On Tue, Nov 26, 2024 at 6:43 PM Aaron Puchert <aaronpuchert@alice-dsl.net> wrote:
Am 25.11.24 um 23:59 schrieb Andrii Nakryiko:
[...] DWARF's .eh_frame-based stack unwinding tables. The latter is actually doesn't land itself well to system-wide profiling, and involved compromises in memory usage, CPU usage, and just plain reliability (no one will guarantee you that you captured all of the stack, for example).
The first two arguments are problematic: remember that we're talking about frame pointers, which cost CPU for all users. On one hand you're
But how much CPU does it actually cost? You can see 1-2% in *benchmarks*, and some Python-specific *microbenchmark* showed up to 10% overhead and is due to extremely bloated code that spills/fills stuff onto/from stack (so yeah, reducing number of registers by one does exacerbate an already existing problem, sure). In no way the latter is a high-performance solution to anything, any Python application that really cares and needs performance has been offloading CPU-intensive work to C/C++ based libraries for a long time (PyTorches of the world and some such). So all the worries about frame pointer CPU overhead are very overblown, I believe. As I mentioned, with Fedora change there was a lot of back and forth, and ultimately frame pointers were enabled by default, and so far no one is arguing to disable them, because there is no perceptible CPU overhead associated with that.
arguing that DWARF profiling costs CPU for users that want to profile shipped packages, but at the same time you wave aside the CPU cost that this has for all users. Tumbleweed isn't just a distribution for server farms, it's a distribution used for desktops as well, even by non-programmers. I work for a software company as well. But we might not be representative of all users. (And at my company, or at least in my team, we don't profile shipped packages but our own binaries.)

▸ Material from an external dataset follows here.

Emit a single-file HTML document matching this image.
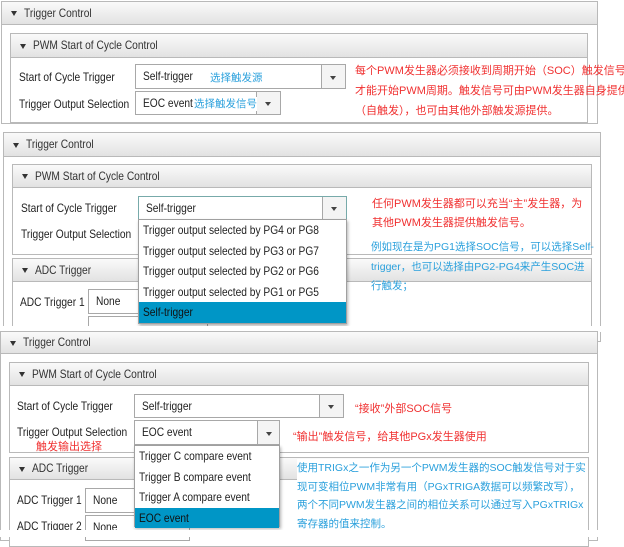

Reliability is certainly a problem: "perf" limits the size of the captured portion of the stack, and it affects the overhead. There seems to be some kind of maximum for that limit. But: * Sometimes the result is still good enough and allows drawing conclusions. With less frequent samples you can drive up the captured stack size significantly. * Some profilers aren't limited by BPF and can collect the entire stack, no matter how big it is. Their overhead is higher, so you need a lower sampling frequency, but if you're not profiling a lot you might be willing to pay that price. The overhead can also hide issues, but that's a "can". * If I want to profile a specific application, I can build it myself. You can always do this two-level profiling: first figure out the problematic binaries, then zoom into them. Of course this takes more time, but it's not made impossible by distribution choices.
To summarize: DWARF profiling doesn't work perfectly, but it might work well enough in a large enough number of cases, and in the remaining cases it's not made impossible. You just have to invest a bit more time.
There is an entire world of tools that use BPF and capture stack traces not for profiling, but to pinpoint which user code path causes some "issue", where the issue itself can be multitude of things (resource utilization, suspicious calling patterns, lock misuses, whatever you can come up with). Stack traces answer the questions like "where in the code" and "how did we get to that place", regardless of what's the actual question you are trying to answer. Even more broad and ad-hoc are bpftrace-based scripts, they are written quickly, often as one-time throw-aways, to pinpoint or debug specific issues. They very often capture and use stack traces to pinpoint the source of the problem in the application code. While comprehensive tools like perf might afford to try to utilize DWARF-based stack unwinding (however unreliable and expensive), all of the more lightweight tooling just can't afford to even attempt to tackle this problem in any reasonable way. Stack traces have uses way beyond profiling. Making them effortless is extremely useful to the disto ecosystem itself, IMO.